* _Material supplied_:
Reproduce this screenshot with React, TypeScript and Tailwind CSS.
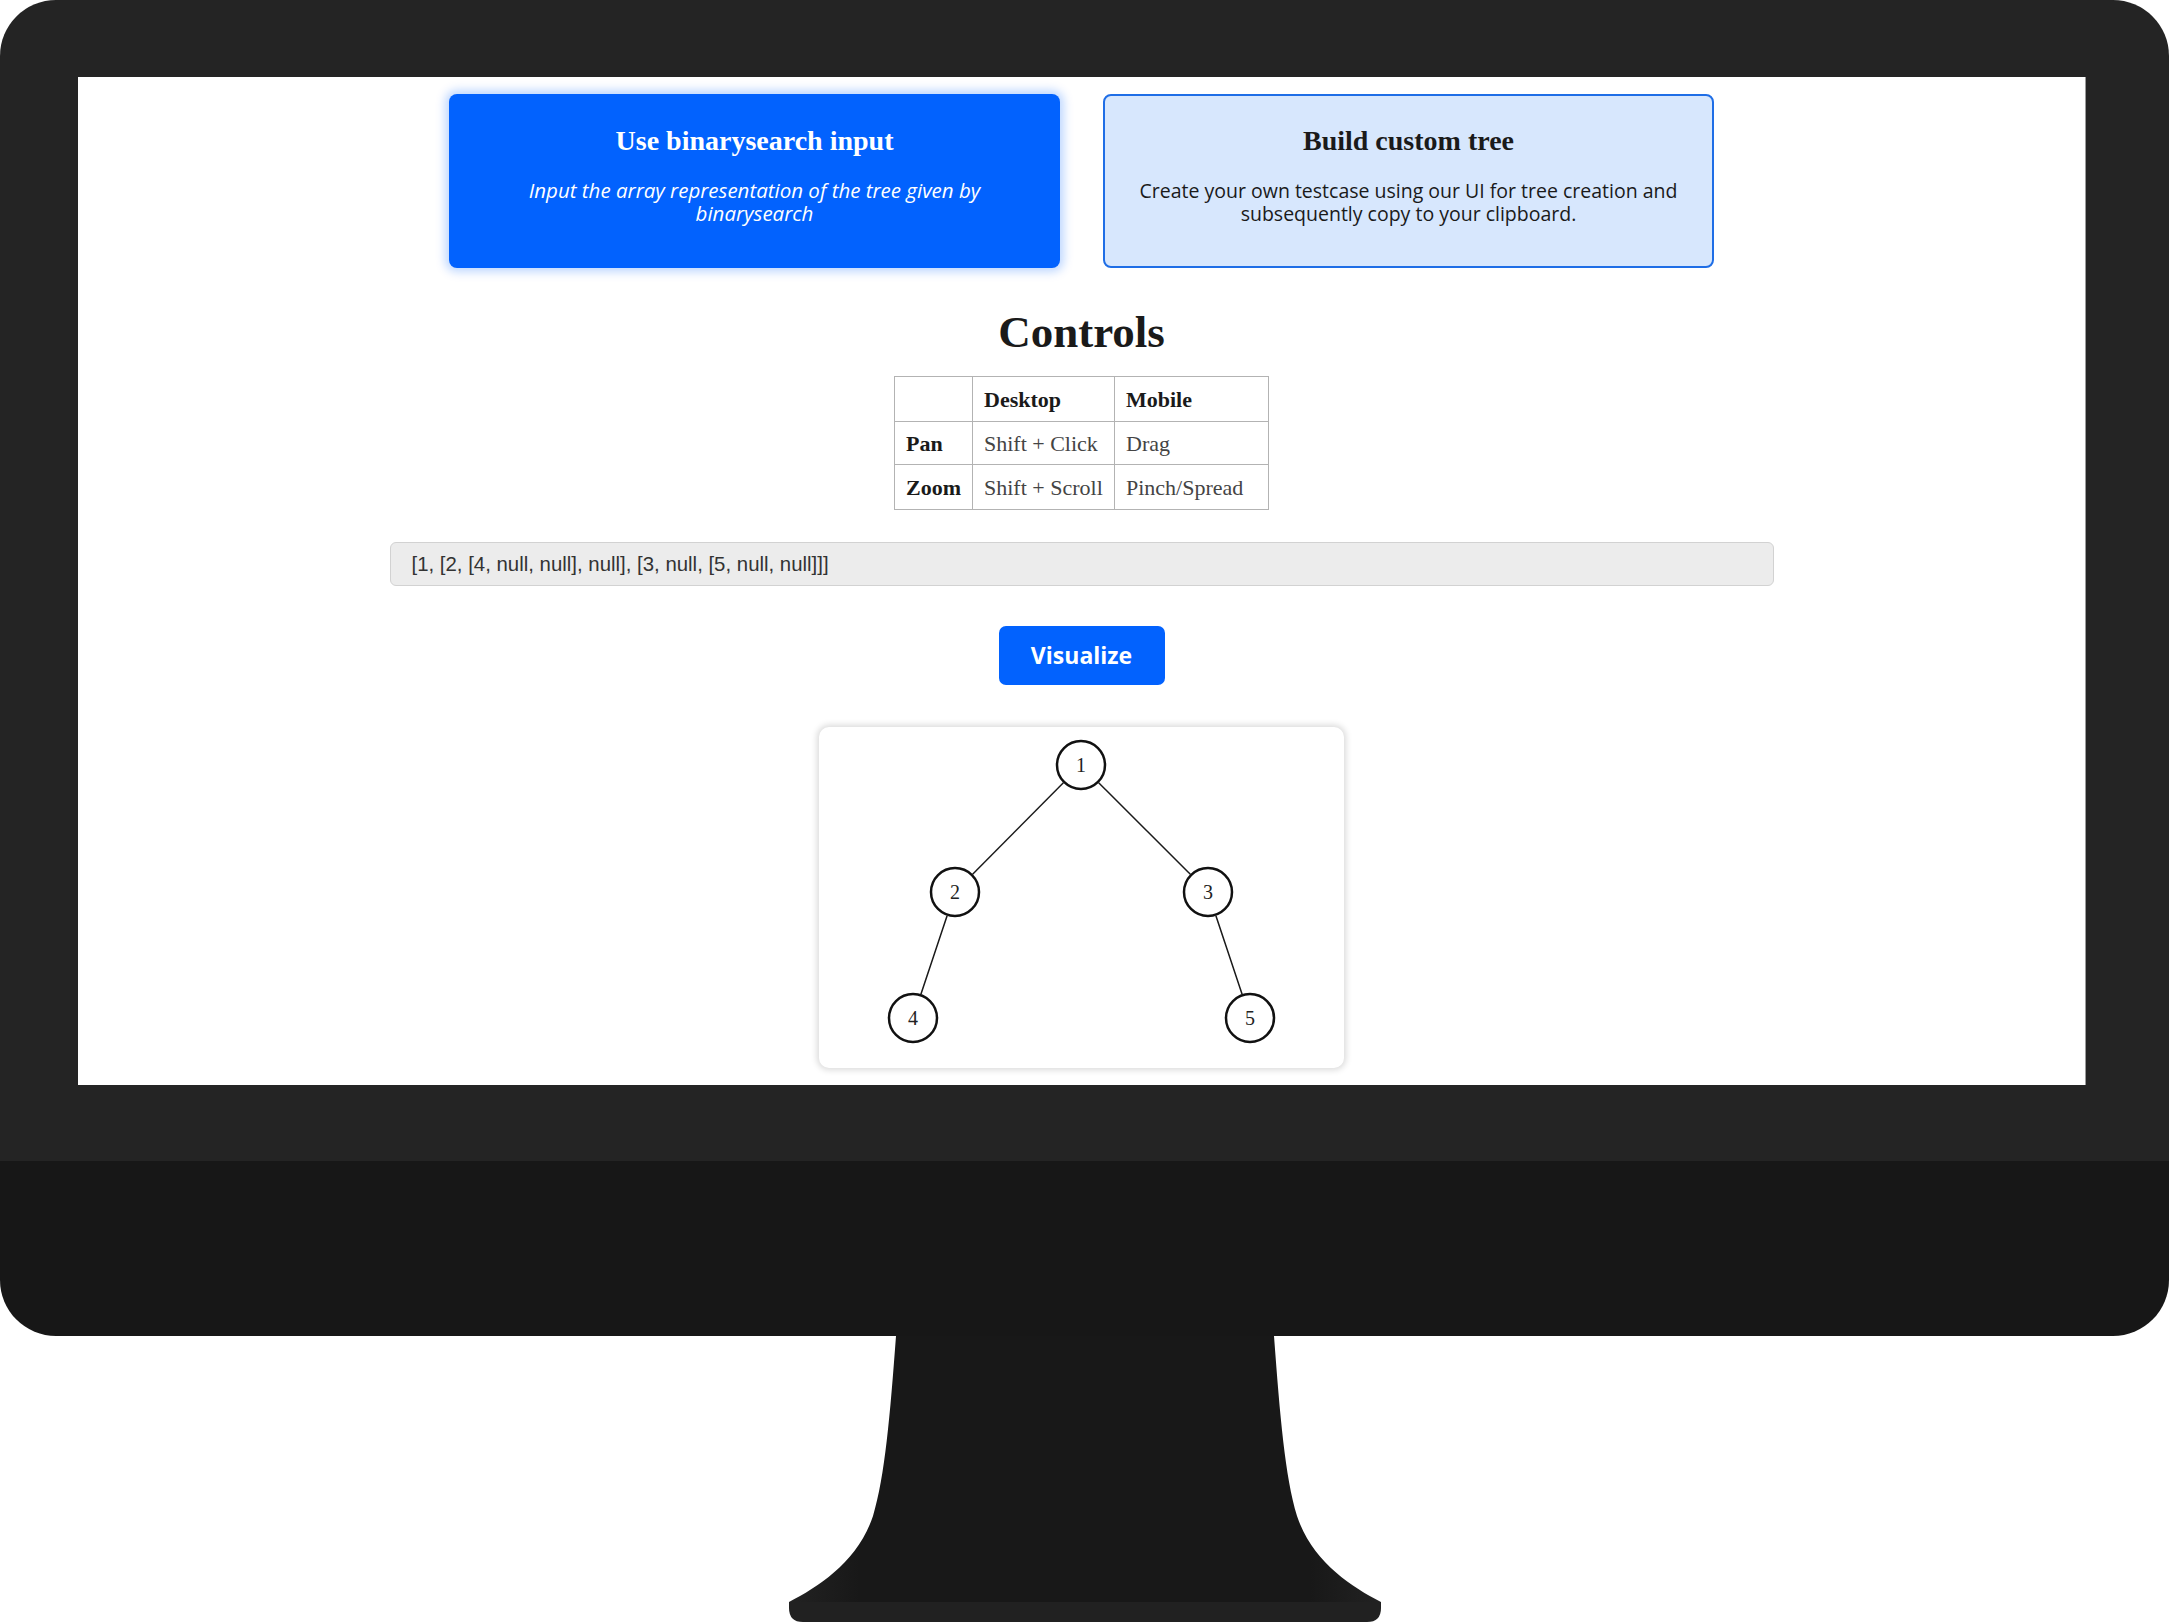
* * *
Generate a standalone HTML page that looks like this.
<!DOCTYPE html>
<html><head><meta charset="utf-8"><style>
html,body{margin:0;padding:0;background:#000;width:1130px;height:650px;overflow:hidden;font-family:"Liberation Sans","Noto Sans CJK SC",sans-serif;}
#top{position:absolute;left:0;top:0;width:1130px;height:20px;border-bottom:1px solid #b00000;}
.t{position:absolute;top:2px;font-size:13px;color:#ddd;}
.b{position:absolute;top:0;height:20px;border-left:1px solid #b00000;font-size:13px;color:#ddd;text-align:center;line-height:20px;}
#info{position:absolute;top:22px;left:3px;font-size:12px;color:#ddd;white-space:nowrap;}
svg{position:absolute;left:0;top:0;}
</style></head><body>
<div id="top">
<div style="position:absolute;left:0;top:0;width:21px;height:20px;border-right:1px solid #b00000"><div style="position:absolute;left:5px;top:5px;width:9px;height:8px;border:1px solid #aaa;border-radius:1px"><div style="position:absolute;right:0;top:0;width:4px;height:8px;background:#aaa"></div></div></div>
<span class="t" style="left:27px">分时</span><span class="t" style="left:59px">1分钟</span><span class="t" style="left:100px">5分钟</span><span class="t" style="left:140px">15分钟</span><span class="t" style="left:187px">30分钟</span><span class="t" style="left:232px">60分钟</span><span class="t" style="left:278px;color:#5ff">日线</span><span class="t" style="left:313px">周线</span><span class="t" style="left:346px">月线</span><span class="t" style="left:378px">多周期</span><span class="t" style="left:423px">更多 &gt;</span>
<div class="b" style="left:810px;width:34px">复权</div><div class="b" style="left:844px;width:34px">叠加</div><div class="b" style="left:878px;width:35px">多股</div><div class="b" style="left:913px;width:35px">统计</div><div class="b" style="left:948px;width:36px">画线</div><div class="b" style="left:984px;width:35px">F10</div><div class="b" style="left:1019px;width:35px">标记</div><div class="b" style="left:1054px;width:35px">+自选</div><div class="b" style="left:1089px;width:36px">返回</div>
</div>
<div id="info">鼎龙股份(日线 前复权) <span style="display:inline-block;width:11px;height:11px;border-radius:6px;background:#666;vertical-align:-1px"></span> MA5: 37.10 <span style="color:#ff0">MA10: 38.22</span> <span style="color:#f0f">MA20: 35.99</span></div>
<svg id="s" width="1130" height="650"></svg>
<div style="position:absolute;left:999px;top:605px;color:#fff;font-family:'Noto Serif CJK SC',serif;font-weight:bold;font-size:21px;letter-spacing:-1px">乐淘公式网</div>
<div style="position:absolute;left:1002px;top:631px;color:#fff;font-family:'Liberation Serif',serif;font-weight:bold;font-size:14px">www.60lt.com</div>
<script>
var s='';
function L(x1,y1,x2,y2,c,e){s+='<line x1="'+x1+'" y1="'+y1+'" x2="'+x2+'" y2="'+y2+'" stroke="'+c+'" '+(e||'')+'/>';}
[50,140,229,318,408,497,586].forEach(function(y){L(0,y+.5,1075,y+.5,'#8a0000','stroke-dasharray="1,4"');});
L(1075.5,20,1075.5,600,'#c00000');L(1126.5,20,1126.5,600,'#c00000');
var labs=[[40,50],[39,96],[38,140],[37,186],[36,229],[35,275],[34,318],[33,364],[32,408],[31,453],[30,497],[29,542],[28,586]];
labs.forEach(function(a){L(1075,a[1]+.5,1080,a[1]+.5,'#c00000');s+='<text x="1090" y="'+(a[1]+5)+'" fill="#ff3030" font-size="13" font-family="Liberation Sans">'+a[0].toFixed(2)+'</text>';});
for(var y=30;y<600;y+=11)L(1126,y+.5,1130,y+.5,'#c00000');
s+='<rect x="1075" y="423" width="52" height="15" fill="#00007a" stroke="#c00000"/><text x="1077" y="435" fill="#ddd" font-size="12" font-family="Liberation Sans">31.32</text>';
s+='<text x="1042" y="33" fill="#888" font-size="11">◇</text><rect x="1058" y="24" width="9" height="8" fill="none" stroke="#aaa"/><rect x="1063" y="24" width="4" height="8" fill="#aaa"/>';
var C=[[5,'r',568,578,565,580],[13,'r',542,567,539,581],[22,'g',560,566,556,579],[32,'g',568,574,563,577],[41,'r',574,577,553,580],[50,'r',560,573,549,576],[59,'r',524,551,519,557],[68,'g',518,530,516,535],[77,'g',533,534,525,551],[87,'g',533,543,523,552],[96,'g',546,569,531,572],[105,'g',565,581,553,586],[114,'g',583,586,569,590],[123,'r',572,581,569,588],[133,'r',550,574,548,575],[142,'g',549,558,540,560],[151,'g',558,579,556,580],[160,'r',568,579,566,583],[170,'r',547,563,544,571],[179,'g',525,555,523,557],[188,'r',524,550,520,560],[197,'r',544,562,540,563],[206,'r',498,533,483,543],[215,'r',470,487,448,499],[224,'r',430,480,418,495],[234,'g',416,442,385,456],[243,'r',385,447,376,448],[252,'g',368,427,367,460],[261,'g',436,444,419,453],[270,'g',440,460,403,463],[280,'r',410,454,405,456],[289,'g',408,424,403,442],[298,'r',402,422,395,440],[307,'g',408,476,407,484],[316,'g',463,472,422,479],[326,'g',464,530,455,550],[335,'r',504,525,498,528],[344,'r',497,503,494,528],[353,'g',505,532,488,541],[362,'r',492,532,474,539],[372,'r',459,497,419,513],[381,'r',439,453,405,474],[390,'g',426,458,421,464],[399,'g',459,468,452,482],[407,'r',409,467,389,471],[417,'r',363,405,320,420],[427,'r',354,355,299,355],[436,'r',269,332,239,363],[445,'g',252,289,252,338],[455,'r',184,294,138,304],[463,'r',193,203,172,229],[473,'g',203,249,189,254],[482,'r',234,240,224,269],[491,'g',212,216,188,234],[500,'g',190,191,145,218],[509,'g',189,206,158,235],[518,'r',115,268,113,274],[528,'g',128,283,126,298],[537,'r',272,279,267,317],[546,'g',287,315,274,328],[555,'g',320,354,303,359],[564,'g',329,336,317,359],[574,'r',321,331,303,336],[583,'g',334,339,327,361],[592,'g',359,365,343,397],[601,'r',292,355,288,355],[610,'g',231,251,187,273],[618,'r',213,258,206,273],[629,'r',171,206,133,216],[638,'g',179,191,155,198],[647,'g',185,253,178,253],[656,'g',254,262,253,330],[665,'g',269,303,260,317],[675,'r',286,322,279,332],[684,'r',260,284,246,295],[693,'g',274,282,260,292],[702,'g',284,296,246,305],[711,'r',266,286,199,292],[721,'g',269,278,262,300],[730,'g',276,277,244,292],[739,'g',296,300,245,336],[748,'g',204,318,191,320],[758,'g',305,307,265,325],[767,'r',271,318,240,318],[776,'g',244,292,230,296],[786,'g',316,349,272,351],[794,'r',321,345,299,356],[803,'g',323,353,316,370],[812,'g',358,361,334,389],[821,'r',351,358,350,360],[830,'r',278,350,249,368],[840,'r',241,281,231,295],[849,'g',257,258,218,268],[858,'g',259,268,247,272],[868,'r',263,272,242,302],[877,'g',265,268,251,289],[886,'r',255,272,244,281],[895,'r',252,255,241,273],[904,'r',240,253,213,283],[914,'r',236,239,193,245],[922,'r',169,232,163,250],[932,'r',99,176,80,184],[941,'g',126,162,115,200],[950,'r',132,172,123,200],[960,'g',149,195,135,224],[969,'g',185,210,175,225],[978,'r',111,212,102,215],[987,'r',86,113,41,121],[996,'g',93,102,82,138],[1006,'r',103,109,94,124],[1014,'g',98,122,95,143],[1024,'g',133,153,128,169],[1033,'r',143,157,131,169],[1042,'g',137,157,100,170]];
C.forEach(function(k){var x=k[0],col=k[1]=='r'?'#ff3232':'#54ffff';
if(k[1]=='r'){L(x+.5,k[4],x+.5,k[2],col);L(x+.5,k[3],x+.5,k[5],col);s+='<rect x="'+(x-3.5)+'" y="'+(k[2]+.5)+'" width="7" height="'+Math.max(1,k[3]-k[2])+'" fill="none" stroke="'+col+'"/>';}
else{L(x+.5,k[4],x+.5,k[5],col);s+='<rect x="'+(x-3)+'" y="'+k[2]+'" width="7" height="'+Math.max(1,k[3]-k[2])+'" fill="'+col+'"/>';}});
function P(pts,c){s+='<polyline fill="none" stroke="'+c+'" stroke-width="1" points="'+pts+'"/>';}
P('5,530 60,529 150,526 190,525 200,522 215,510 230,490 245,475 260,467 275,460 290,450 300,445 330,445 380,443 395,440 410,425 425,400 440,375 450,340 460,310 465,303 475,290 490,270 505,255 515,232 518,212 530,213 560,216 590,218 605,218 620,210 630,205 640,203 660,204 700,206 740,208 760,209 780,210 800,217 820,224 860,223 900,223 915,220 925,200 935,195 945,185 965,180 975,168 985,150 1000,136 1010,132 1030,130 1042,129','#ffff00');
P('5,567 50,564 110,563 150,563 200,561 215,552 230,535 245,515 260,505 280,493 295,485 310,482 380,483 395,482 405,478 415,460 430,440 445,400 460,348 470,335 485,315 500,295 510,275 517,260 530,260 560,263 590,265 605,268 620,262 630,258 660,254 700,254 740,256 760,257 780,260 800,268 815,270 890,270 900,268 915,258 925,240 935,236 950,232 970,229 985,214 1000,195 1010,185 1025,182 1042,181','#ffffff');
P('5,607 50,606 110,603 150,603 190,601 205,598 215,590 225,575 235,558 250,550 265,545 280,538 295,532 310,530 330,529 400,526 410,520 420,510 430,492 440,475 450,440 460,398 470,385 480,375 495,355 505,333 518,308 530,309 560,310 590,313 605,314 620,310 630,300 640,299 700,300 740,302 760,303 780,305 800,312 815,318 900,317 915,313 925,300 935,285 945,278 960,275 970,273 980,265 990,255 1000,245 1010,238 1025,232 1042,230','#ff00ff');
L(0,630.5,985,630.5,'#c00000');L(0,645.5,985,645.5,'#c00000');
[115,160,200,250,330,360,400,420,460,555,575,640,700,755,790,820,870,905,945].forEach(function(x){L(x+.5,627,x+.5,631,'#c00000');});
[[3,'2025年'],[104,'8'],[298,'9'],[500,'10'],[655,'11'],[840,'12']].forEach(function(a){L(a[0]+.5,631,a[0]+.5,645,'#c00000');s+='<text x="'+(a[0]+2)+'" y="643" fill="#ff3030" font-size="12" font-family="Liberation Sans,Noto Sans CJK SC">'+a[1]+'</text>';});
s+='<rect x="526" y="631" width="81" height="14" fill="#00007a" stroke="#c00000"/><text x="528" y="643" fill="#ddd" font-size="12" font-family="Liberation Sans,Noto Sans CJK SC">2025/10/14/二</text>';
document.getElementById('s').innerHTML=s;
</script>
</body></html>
--
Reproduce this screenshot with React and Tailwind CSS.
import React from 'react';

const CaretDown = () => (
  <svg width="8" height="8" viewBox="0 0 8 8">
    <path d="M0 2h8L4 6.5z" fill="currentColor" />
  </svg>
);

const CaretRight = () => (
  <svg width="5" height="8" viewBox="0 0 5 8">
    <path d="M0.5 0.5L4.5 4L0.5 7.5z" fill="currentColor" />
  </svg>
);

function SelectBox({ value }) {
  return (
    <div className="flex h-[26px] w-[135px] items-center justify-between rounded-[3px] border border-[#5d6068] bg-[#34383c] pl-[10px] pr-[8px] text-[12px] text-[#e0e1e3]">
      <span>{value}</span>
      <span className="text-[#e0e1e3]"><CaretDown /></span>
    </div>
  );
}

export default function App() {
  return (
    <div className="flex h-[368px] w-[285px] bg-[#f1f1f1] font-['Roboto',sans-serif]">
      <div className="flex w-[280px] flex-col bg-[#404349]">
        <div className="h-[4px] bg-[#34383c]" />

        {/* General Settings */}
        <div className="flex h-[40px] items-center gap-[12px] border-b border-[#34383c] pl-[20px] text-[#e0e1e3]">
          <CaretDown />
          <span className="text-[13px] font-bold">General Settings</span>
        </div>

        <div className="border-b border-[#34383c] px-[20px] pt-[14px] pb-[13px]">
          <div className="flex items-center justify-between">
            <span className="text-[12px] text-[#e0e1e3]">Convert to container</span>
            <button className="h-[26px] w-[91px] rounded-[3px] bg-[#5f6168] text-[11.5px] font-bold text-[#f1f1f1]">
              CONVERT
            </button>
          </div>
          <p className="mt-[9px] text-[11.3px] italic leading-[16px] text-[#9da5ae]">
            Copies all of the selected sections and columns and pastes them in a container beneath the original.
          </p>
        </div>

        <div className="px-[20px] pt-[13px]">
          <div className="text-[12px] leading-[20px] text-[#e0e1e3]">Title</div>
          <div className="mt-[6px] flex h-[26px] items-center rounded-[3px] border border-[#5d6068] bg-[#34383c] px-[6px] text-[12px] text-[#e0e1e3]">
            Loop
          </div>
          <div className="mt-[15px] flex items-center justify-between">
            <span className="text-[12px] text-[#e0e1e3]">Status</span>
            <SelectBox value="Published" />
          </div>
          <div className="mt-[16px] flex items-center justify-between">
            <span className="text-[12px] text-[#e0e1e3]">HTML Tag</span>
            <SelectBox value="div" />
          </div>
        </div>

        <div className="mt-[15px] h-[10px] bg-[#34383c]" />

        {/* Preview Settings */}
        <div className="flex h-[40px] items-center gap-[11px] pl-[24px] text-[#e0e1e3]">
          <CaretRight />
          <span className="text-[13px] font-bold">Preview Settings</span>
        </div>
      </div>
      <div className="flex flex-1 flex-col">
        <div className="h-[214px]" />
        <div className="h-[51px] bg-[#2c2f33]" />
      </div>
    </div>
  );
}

* _Aim_: Copy each line of the data above that holds "with".

* _Solved exercise_:
Reproduce this screenshot with React, TypeScript and Tailwind CSS.
Reproduce this screenshot with React and Tailwind CSS.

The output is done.